Колония Меттре, как диковинный цветок, распускалась в тяжеловесном мраке Централа Фонтевро. Она находилась в двадцати-двадцати пяти километрах от тюрьмы, населенной злобными амбалами. Она источала на нас свое гибельное очарование, очарование тайников с ядами, пороховых погребов, караульных помещений. Но когда Булькен говорил со мной о будущем, казалось, воспоминания о Колонии не имеют для него никакого значения.

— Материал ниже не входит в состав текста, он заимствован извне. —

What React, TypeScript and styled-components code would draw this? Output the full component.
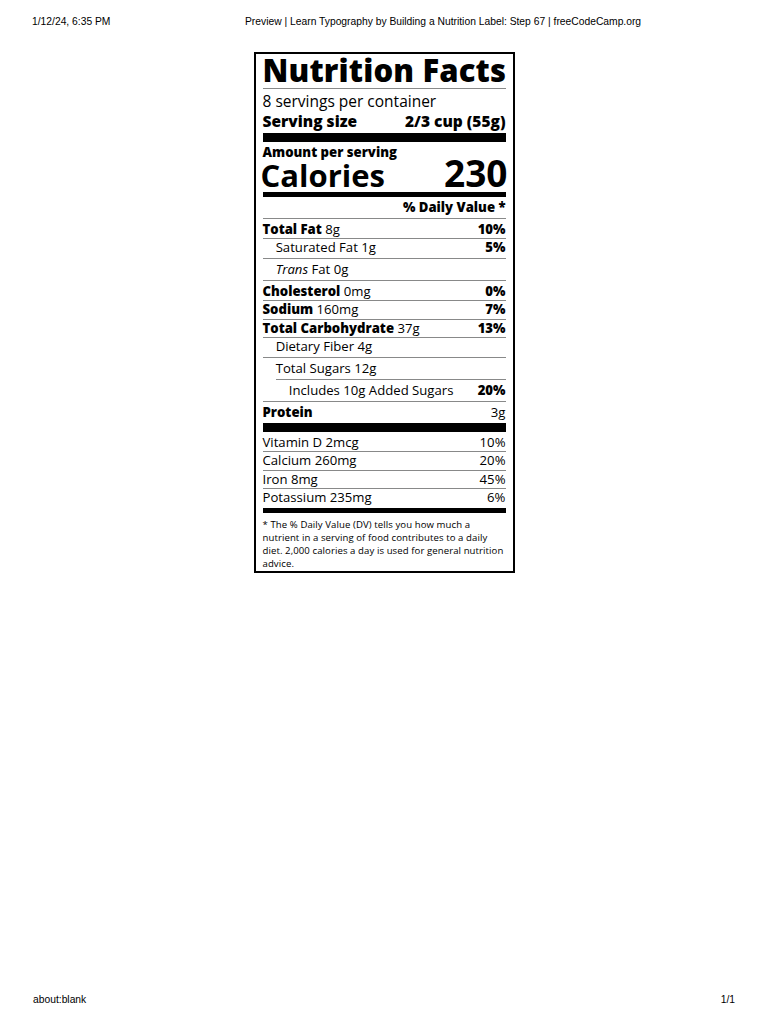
import React from 'react';
import styled, { createGlobalStyle } from 'styled-components';

const GlobalStyle = createGlobalStyle`
  *, *::before, *::after { box-sizing: border-box; }
  html, body { margin: 0; padding: 0; background: #ffffff; }
  body { font-family: 'Open Sans', 'DejaVu Sans', sans-serif; color: #000000; }
`;

const Page = styled.div`
  min-height: 1024px;
  display: flex;
  flex-direction: column;
`;

const PrintHeader = styled.header`
  display: grid;
  grid-template-columns: 213px auto;
  align-items: center;
  height: 44px;
  padding: 0 32px;
  font-family: 'Liberation Sans', Arial, sans-serif;
  font-size: 10.3px;
  line-height: 12px;
  color: #000000;
  white-space: nowrap;
`;

const PrintFooter = styled.footer`
  margin-top: auto;
  display: flex;
  justify-content: space-between;
  align-items: center;
  height: 48px;
  padding: 0 33px;
  font-family: 'Liberation Sans', Arial, sans-serif;
  font-size: 10.3px;
  line-height: 12px;
  color: #000000;
`;

const Label = styled.section`
  width: 261px;
  margin: 8px auto 0;
  border: 2px solid #000000;
  padding: 0 7px;
`;

const Title = styled.h1`
  margin: 0;
  font-size: 31px;
  line-height: 32px;
  font-weight: 800;
  letter-spacing: 0.15px;
  text-align: center;
  white-space: nowrap;
`;

type DividerKind = 'thin' | 'lg' | 'md';

const Divider = styled.div<{ $kind?: DividerKind; $indent?: number }>`
  margin: ${(p) => (p.$kind && p.$kind !== 'thin' ? '2px' : '1.75px')} 0 ${(p) =>
      p.$kind && p.$kind !== 'thin' ? '2px' : '1.75px'}
    ${(p) => (p.$indent ?? 0) * 13.15}px;
  height: ${(p) => (p.$kind === 'lg' ? '9px' : p.$kind === 'md' ? '4.8px' : '1px')};
  background: ${(p) => (p.$kind && p.$kind !== 'thin' ? '#000000' : '#888989')};
`;

const HeaderLine = styled.p<{ $bold?: boolean }>`
  display: flex;
  justify-content: space-between;
  margin: 0;
  font-size: 15.5px;
  line-height: 20px;
  font-weight: ${(p) => (p.$bold ? 800 : 400)};
`;

const CaloriesInfo = styled.div`
  display: flex;
  justify-content: space-between;
  align-items: flex-end;
`;

const LeftContainer = styled.div`
  display: flex;
  flex-direction: column;
`;

const AmountHeading = styled.h2`
  margin: 0;
  font-size: 13.15px;
  line-height: 17.35px;
  font-weight: 800;
`;

const CaloriesLabel = styled.p`
  margin: 0 -2px;
  font-size: 31px;
  line-height: 29.5px;
  font-weight: 700;
`;

const CaloriesValue = styled.span`
  margin: -6.8px -2px;
  font-size: 37px;
  line-height: 48px;
  font-weight: 700;
`;

const DailyValue = styled.div`
  font-size: 13.15px;
`;

const Row = styled.p<{ $indent?: number; $ruled?: boolean; $right?: boolean; $bold?: boolean }>`
  display: flex;
  justify-content: ${(p) => (p.$right ? 'flex-end' : 'space-between')};
  margin: 0 0 0 ${(p) => (p.$indent ?? 0) * 13.15}px;
  font-size: 13.15px;
  line-height: 17.35px;
  font-weight: ${(p) => (p.$bold ? 800 : 400)};
  border-bottom: ${(p) => (p.$ruled ? '1px solid #888989' : '0')};
`;

const Strong = styled.span`
  font-weight: 800;
`;

const Note = styled.p`
  margin: 4.8px 0 1.5px;
  font-size: 9.6px;
  line-height: 13px;
  letter-spacing: 0.08px;
`;

type Vitamin = { name: string; dv: string };

const vitamins: Vitamin[] = [
  { name: 'Vitamin D 2mcg', dv: '10%' },
  { name: 'Calcium 260mg', dv: '20%' },
  { name: 'Iron 8mg', dv: '45%' },
  { name: 'Potassium 235mg', dv: '6%' },
];

export default function App() {
  return (
    <>
      <GlobalStyle />
      <Page>
        <PrintHeader>
          <span>1/12/24, 6:35 PM</span>
          <span>Preview | Learn Typography by Building a Nutrition Label: Step 67 | freeCodeCamp.org</span>
        </PrintHeader>

        <Label>
          <header>
            <Title>Nutrition Facts</Title>
            <Divider />
            <HeaderLine>8 servings per container</HeaderLine>
            <HeaderLine $bold>
              Serving size <span>2/3 cup (55g)</span>
            </HeaderLine>
          </header>
          <Divider $kind="lg" />
          <CaloriesInfo>
            <LeftContainer>
              <AmountHeading>Amount per serving</AmountHeading>
              <CaloriesLabel>Calories</CaloriesLabel>
            </LeftContainer>
            <CaloriesValue>230</CaloriesValue>
          </CaloriesInfo>
          <Divider $kind="md" />
          <DailyValue>
            <Row $bold $right>% Daily Value *</Row>
            <Divider />
            <Row $ruled>
              <span>
                <Strong>Total Fat</Strong> 8g
              </span>
              <Strong>10%</Strong>
            </Row>
            <Row $indent={1}>
              Saturated Fat 1g <Strong>5%</Strong>
            </Row>
            <Divider />
            <Row $indent={1}>
              <span>
                <i>Trans</i> Fat 0g
              </span>
            </Row>
            <Divider />
            <Row $ruled>
              <span>
                <Strong>Cholesterol</Strong> 0mg
              </span>
              <Strong>0%</Strong>
            </Row>
            <Row $ruled>
              <span>
                <Strong>Sodium</Strong> 160mg
              </span>
              <Strong>7%</Strong>
            </Row>
            <Row $ruled>
              <span>
                <Strong>Total Carbohydrate</Strong> 37g
              </span>
              <Strong>13%</Strong>
            </Row>
            <Row $indent={1}>Dietary Fiber 4g</Row>
            <Divider />
            <Row $indent={1}>Total Sugars 12g</Row>
            <Divider $indent={1} />
            <Row $indent={2}>
              Includes 10g Added Sugars <Strong>20%</Strong>
            </Row>
            <Divider />
            <Row>
              <Strong>Protein</Strong> <span>3g</span>
            </Row>
            <Divider $kind="lg" />
            {vitamins.map((v, i) => (
              <Row key={v.name} $ruled={i < vitamins.length - 1}>
                {v.name} <span>{v.dv}</span>
              </Row>
            ))}
            <Divider $kind="md" />
            <Note>
              * The % Daily Value (DV) tells you how much a nutrient in a serving of food contributes to a
              daily diet. 2,000 calories a day is used for general nutrition advice.
            </Note>
          </DailyValue>
        </Label>

        <PrintFooter>
          <span>about:blank</span>
          <span>1/1</span>
        </PrintFooter>
      </Page>
    </>
  );
}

Б ответ на одно мое письмо, в котором я признавался, как люблю переезды и дальние путешествия, он стал излагать подробный план побега, прожекты жизни на свободе, и в этих планах мне тоже находилось место. Потом он говорил о женщинах и признался, как ему хотелось, переспав с какой-нибудь бабой, разбить биде о ее голову, но все эти подробности померкли перед другим его признанием, в котором сквозило такое смятение: «…когда мы сваливали с дела, приятели шли к девкам, а я всегда оставался один и уходил к себе». Как он только мог написать мне такое! Как могло случиться, чтобы никто так и не понял отчаяния этого мальчика? В другом письме он напишет еще: «Знаешь, Жанно, я ведь не был какой-то там чушкой. Многие были рады пойти со мной». Его знаменитое обаяние оставалось при нем. Ведь у него был опыт Меттре.

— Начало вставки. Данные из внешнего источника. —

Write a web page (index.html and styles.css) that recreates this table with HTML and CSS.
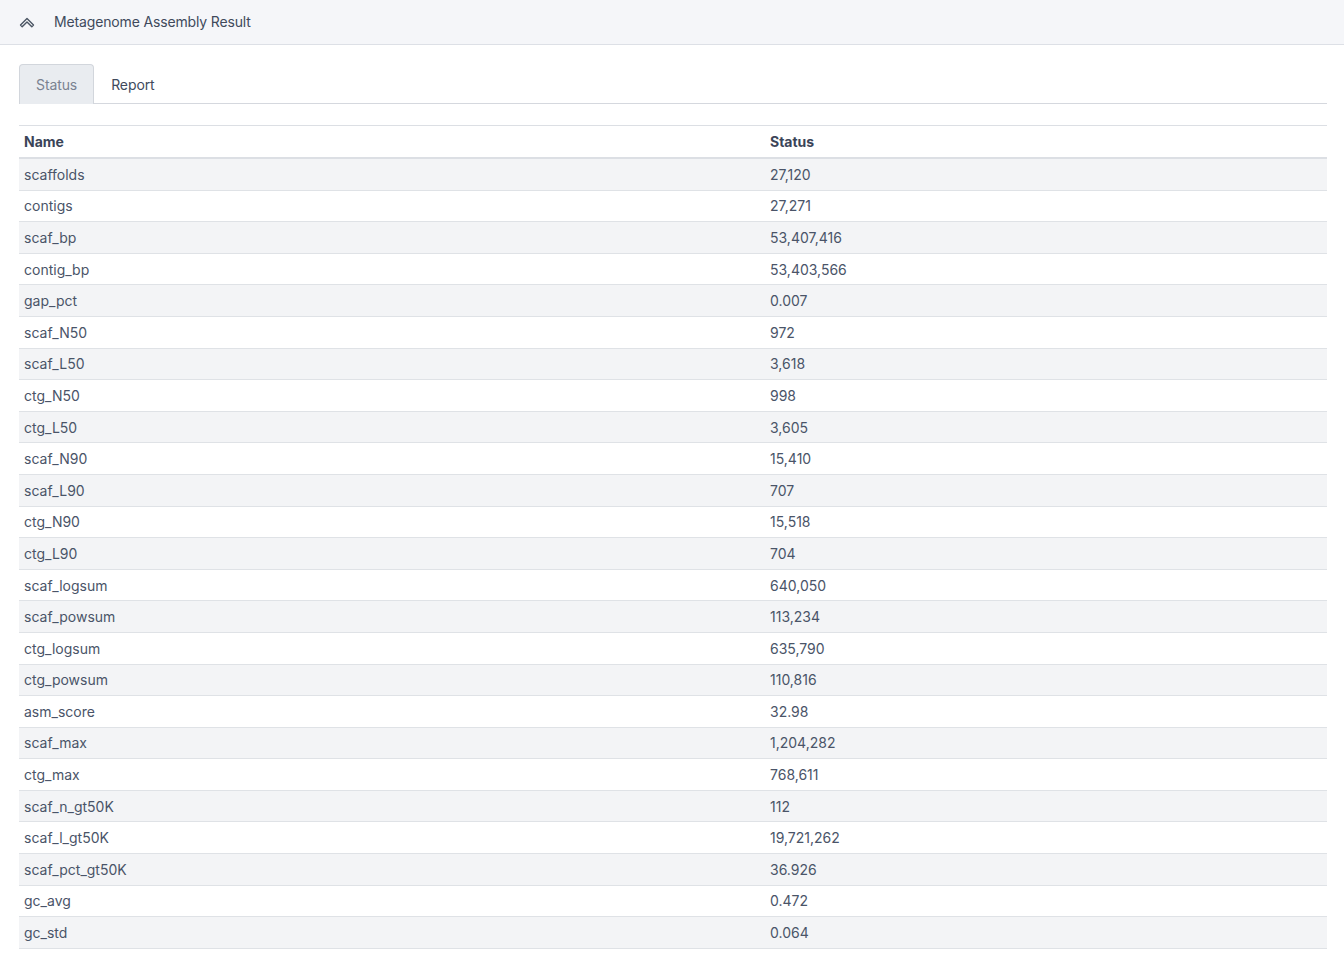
FILE: index.html
```html
<!DOCTYPE html>
<html>
<head>
<meta charset="utf-8">
<link rel="stylesheet" href="styles.css">
</head>
<body>
<header class="topbar">
  <svg class="icon" width="16" height="13" viewBox="0 0 16 13"><path d="M1.5 9 L8 2.5 L14.5 9 L12.8 10.7 L8 6 L3.2 10.7 Z" fill="none" stroke="#4b5563" stroke-width="1.4" stroke-linejoin="round"/></svg>
  <span class="title">Metagenome Assembly Result</span>
</header>
<main class="content">
  <nav class="tabs">
    <div class="tab active">Status</div>
    <div class="tab">Report</div>
  </nav>
  <table class="data">
    <thead><tr><th class="c1">Name</th><th>Status</th></tr></thead>
    <tbody>
      <tr><td>scaffolds</td><td>27,120</td></tr>
      <tr><td>contigs</td><td>27,271</td></tr>
      <tr><td>scaf_bp</td><td>53,407,416</td></tr>
      <tr><td>contig_bp</td><td>53,403,566</td></tr>
      <tr><td>gap_pct</td><td>0.007</td></tr>
      <tr><td>scaf_N50</td><td>972</td></tr>
      <tr><td>scaf_L50</td><td>3,618</td></tr>
      <tr><td>ctg_N50</td><td>998</td></tr>
      <tr><td>ctg_L50</td><td>3,605</td></tr>
      <tr><td>scaf_N90</td><td>15,410</td></tr>
      <tr><td>scaf_L90</td><td>707</td></tr>
      <tr><td>ctg_N90</td><td>15,518</td></tr>
      <tr><td>ctg_L90</td><td>704</td></tr>
      <tr><td>scaf_logsum</td><td>640,050</td></tr>
      <tr><td>scaf_powsum</td><td>113,234</td></tr>
      <tr><td>ctg_logsum</td><td>635,790</td></tr>
      <tr><td>ctg_powsum</td><td>110,816</td></tr>
      <tr><td>asm_score</td><td>32.98</td></tr>
      <tr><td>scaf_max</td><td>1,204,282</td></tr>
      <tr><td>ctg_max</td><td>768,611</td></tr>
      <tr><td>scaf_n_gt50K</td><td>112</td></tr>
      <tr><td>scaf_l_gt50K</td><td>19,721,262</td></tr>
      <tr><td>scaf_pct_gt50K</td><td>36.926</td></tr>
      <tr><td>gc_avg</td><td>0.472</td></tr>
      <tr><td>gc_std</td><td>0.064</td></tr>
    </tbody>
  </table>
</main>
</body>
</html>
```
FILE: styles.css
```css
* { box-sizing: border-box; }
html, body { margin: 0; padding: 0; background: #fff; }
body {
  font-family: Inter, "Liberation Sans", sans-serif;
  font-size: 14px;
  color: #475065;
}
.topbar {
  height: 45px;
  background: #f5f6f9;
  border-bottom: 1px solid #dde0e6;
  display: flex;
  align-items: center;
  padding-left: 19px;
  gap: 19px;
}
.icon { display: block; margin-top: 1px; }
.title { color: #404a5c; font-size: 14px; letter-spacing: -0.15px; margin-top: -1px; }
.content { padding: 20px 17px 0 19px; }
.tabs {
  display: flex;
  border-bottom: 1px solid #d5d8de;
  height: 39px;
  align-items: flex-end;
}
.tab {
  height: 40px;
  padding: 0 16px;
  display: flex;
  align-items: center;
  color: #404a5c;
  border: 1px solid transparent;
  border-bottom: none;
  border-radius: 4px 4px 0 0;
  margin-bottom: -1px;
  letter-spacing: -0.1px;
}
.tab.active {
  background: #e9ecf0;
  border-color: #d2d6dc;
  color: #7a8291;
}
.data {
  width: 100%;
  border-collapse: collapse;
  margin-top: 21px;
  border-top: 1px solid #dcdfe4;
}
.data th, .data td {
  text-align: left;
  padding: 4.8px 5px;
  line-height: 21px;
  font-size: 14px;
}
.data th { font-weight: 700; color: #3a4458; border-bottom: 2px solid #dcdfe4; padding-top: 5px; padding-bottom: 5px; }
.data th.c1 { width: 746px; }
.data td { border-bottom: 1px solid #dfe2e6; color: #4a5468; }
.data tbody tr:nth-child(odd) td { background: #f3f4f6; }
```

За нашей жизнью следило суровое око Централа, мы существовали, словно маленькая деревушка у подножия феодального замка, населенного рыцарями в железных латах, и мечтали быть достойными их. Чтобы на них походить, мы исполняли все приказы, которые тайно посылали нам из замка. Кто посылал? Должен сказать, что все и вся были тогда заодно с нами, детьми: цветы, ласточки и даже охранники, хотели они того или нет, были нашими сообщниками. Как и в Меттре, в Централе за нами надзирали старые матерые вертухаи, у которых подлость была в крови. Мы были для них мразью, подонками. Они ненавидели заключенных в открытую, но в глубине души нежно их любили. Скажу больше, они были — и есть — ревностные хранители гнусных обычаев и привычек. Их хождения взад-вперед обозначали границы некоего бесчеловечного царства или, вернее, прутья капкана, в который попали гнусность и мерзость. Кое-кто из них уже четверть века, а то и больше, живет среди бандитов и — не спускает с них глаз. Любой вновь прибывший заключенный в первую минуту не так остро потрясен грубыми действиями и поступками, как оглушен злобными, скотскими насмешками, когда в ход идут все унизительные средства — от стрижки волос до ношения уродливой шапчонки, а еще казалось, эти самые надзиратели находятся в очень близких отношениях со своими подопечными, но не то чтобы между теми и другими существовала какая-то близость в общепринятом смысле этого слова, просто именно от самих заключенных исходит вся та мерзость, которой пронизаны, в которой растворены и вертухаи. Дух семьи перемешивает их и меняет местами, как меняет он порой местами хозяев и старых слуг дома, которые по сути своей являются хозяевами наоборот, их изнанкой, антиподом, а в каком-то смысле — их недужной испариной, и привычки заключенных, их индивидуальности, маниакальная четкость охранников, с тупой обреченностью болеющих всеми болезнями воров в законе, или, если угодно, это хождение по кругу в замкнутом пространстве — еще больше, чем тюремный распорядок, усугубляли болезни, которыми были они заражены.